I watched him carefully as he moved to one of the three comfortably upholstered chairs—one had already been taken by Elsie grouped around a low round table at the end of the big office, perhaps for informal doctor-patient consultations, perhaps for staff policy conferences on matters medical and otherwise. Three similar chairs stood back against the wall awaiting a real crowd. There was a phone on the table. There was also a phone on the desk. There was also a gun, now, on the desk.

“Kitty,” I said, indicating Frechette’s weapon, “can you use that? Not just wave it around like you did that toy hideout pistol when you brought me here, but really use it?”

She shook her head quickly. “I’m sorry, Paul. I… actually I was brought up to think they were terrible. I’ve never really fired one.”

I said sourly, “Someday somebody’s going to have to explain to me what’s so wonderful about raising a generation of helpless, gunless victims these times of crime and violence. Well, take it anyway, but try not to blow my head off.”

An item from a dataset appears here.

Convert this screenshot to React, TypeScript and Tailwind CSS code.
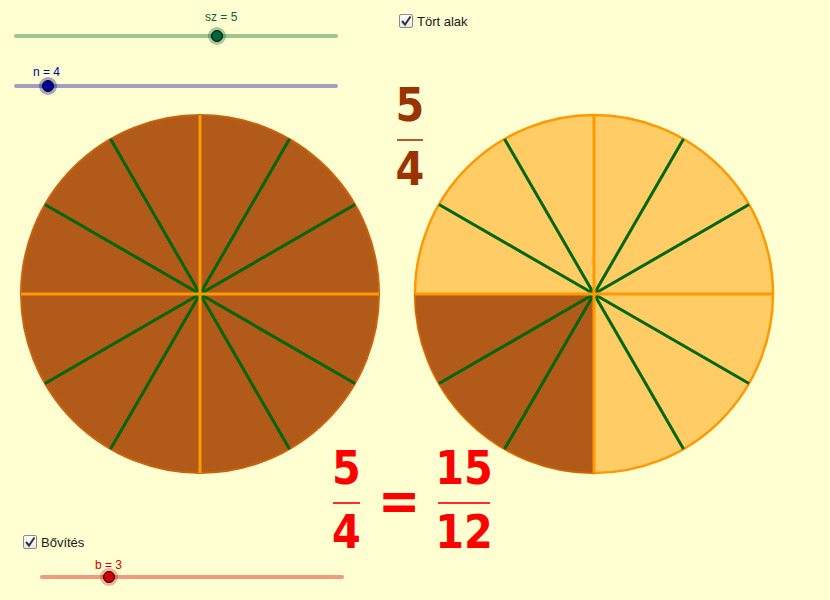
import React from "react";

const BROWN = "#b15a1a";
const LIGHT = "#ffcc66";
const ORANGE = "#ff9900";
const GREEN = "#006600";
const MATH_FONT = '"DejaVu Sans Condensed", "DejaVu Sans", sans-serif';

function Pie({ fullBrown }: { fullBrown: boolean }) {
	const c = 182;
	const r = 179;
	const lines = Array.from({ length: 12 }, (_, k) => {
		const a = (k * 30 * Math.PI) / 180;
		return { k, x: c + r * Math.cos(a), y: c + r * Math.sin(a) };
	});
	return (
		<svg width={364} height={364} viewBox="0 0 364 364">
			{fullBrown ? (
				<circle cx={c} cy={c} r={r} fill={BROWN} stroke="#c8640e" strokeWidth={2} />
			) : (
				<>
					<circle cx={c} cy={c} r={r} fill={LIGHT} stroke={ORANGE} strokeWidth={2.5} />
					<path
						d={`M ${c} ${c} L ${c - r} ${c} A ${r} ${r} 0 0 0 ${c} ${c + r} Z`}
						fill={BROWN}
						stroke="#c8640e"
						strokeWidth={1.5}
					/>
				</>
			)}
			{lines
				.filter((l) => l.k % 3 !== 0)
				.map((l) => (
					<line key={l.k} x1={c} y1={c} x2={l.x} y2={l.y} stroke={GREEN} strokeWidth={3} />
				))}
			{lines
				.filter((l) => l.k % 3 === 0)
				.map((l) => (
					<line key={l.k} x1={c} y1={c} x2={l.x} y2={l.y} stroke={ORANGE} strokeWidth={3} />
				))}
		</svg>
	);
}

function Slider({
	x1,
	x2,
	y,
	knob,
	track,
	fill,
	halo,
}: {
	x1: number;
	x2: number;
	y: number;
	knob: number;
	track: string;
	fill: string;
	halo: string;
}) {
	return (
		<>
			<div
				className="absolute h-[4px] rounded-full"
				style={{ left: x1, top: y - 2, width: x2 - x1, background: track }}
			/>
			<div
				className="absolute flex h-[18px] w-[18px] items-center justify-center rounded-full"
				style={{ left: knob - 9, top: y - 9, background: halo }}
			>
				<div className="h-[12px] w-[12px] rounded-full border border-black" style={{ background: fill }} />
			</div>
		</>
	);
}

function Checkbox({ label, left, top }: { label: string; left: number; top: number }) {
	return (
		<div className="absolute flex items-center gap-[4px]" style={{ left, top }}>
			<div className="flex h-[14px] w-[14px] items-center justify-center rounded-[2px] border border-[#8a8a8a] bg-gradient-to-b from-white to-[#e6e6e6]">
				<svg width="12" height="12" viewBox="0 0 12 12">
					<polyline points="2,6 5,9.5 10.5,1.5" fill="none" stroke="#333" strokeWidth="2" />
				</svg>
			</div>
			<span className="text-[13px] leading-none text-[#1a1a1a]">{label}</span>
		</div>
	);
}

function Fraction({
	num,
	den,
	width,
	color,
	bar,
}: {
	num: string;
	den: string;
	width: number;
	color: string;
	bar: string;
}) {
	return (
		<div className="flex flex-col items-center" style={{ width, color }}>
			<div className="text-[46px] font-bold leading-none">{num}</div>
			<div className="mt-[11px] h-[2px] w-full" style={{ background: bar }} />
			<div className="mt-[5px] text-[46px] font-bold leading-none">{den}</div>
		</div>
	);
}

export default function App() {
	return (
		<div
			className="relative h-[600px] w-[830px] overflow-hidden bg-[#ffffd1]"
			style={{ fontFamily: '"Liberation Sans", Arial, sans-serif' }}
		>
			{/* sliders */}
			<div className="absolute left-[205px] top-[11px] text-[12px] leading-none text-[#006633]">sz = 5</div>
			<Slider x1={14} x2={338} y={35.5} knob={216.5} track="#9cc68c" fill="#00663a" halo="rgba(0,102,58,0.35)" />

			<div className="absolute left-[33px] top-[66px] text-[12px] leading-none text-[#000099]">n = 4</div>
			<Slider x1={14} x2={338} y={85.5} knob={47.5} track="#9fa0c0" fill="#000099" halo="rgba(0,0,153,0.35)" />

			<Checkbox label="Tört alak" left={399} top={14} />

			{/* pies */}
			<div className="absolute left-[18px] top-[112px]">
				<Pie fullBrown />
			</div>
			<div className="absolute left-[412px] top-[112px]">
				<Pie fullBrown={false} />
			</div>

			{/* brown fraction */}
			<div className="absolute left-[397px] top-[82px]" style={{ fontFamily: MATH_FONT }}>
				<Fraction num="5" den="4" width={26} color="#993300" bar="#b8562a" />
			</div>

			{/* equation */}
			<div className="absolute left-[333px] top-[445px] flex items-center" style={{ fontFamily: MATH_FONT }}>
				<Fraction num="5" den="4" width={27} color="#ff0000" bar="#ff2a2a" />
				<div className="ml-[21px] mt-[2px] flex w-[36px] justify-center text-[56px] font-bold leading-none text-[#ff0000]">
					=
				</div>
				<div className="ml-[21px]">
					<Fraction num="15" den="12" width={52} color="#ff0000" bar="#ff2a2a" />
				</div>
			</div>

			<Checkbox label="Bővítés" left={23} top={535} />

			<div className="absolute left-[95px] top-[559px] text-[12px] leading-none text-[#cc0000]">b = 3</div>
			<Slider x1={40} x2={344} y={576.5} knob={109} track="#ee9c80" fill="#cc0000" halo="rgba(204,0,0,0.3)" />
		</div>
	);
}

I was still watching the office door warily, waiting for a rescue expedition to come crashing through it, but none did. At last I allowed myself to relax a little. I picked up Elsie’s coat and found nothing in the pockets but the stethoscope I’d already spotted. I was tempted to ask her what a head doctor was doing with a chest-listening device, but maybe it was a status badge like the binoculars worn by the Officer of the Deck on a Navy ship, even in port. I hung the garment on an old-fashioned tree-like stand in the corner. I closed the door on the examining room with its scalpels and acids that might serve as impromptu weapons in a pinch. I went back and relieved some of the load on my belt by digging out the three wallets distorting my pockets, and the three bunches of keys, all of which I dumped on the desk blotter. I pointed to the wallets.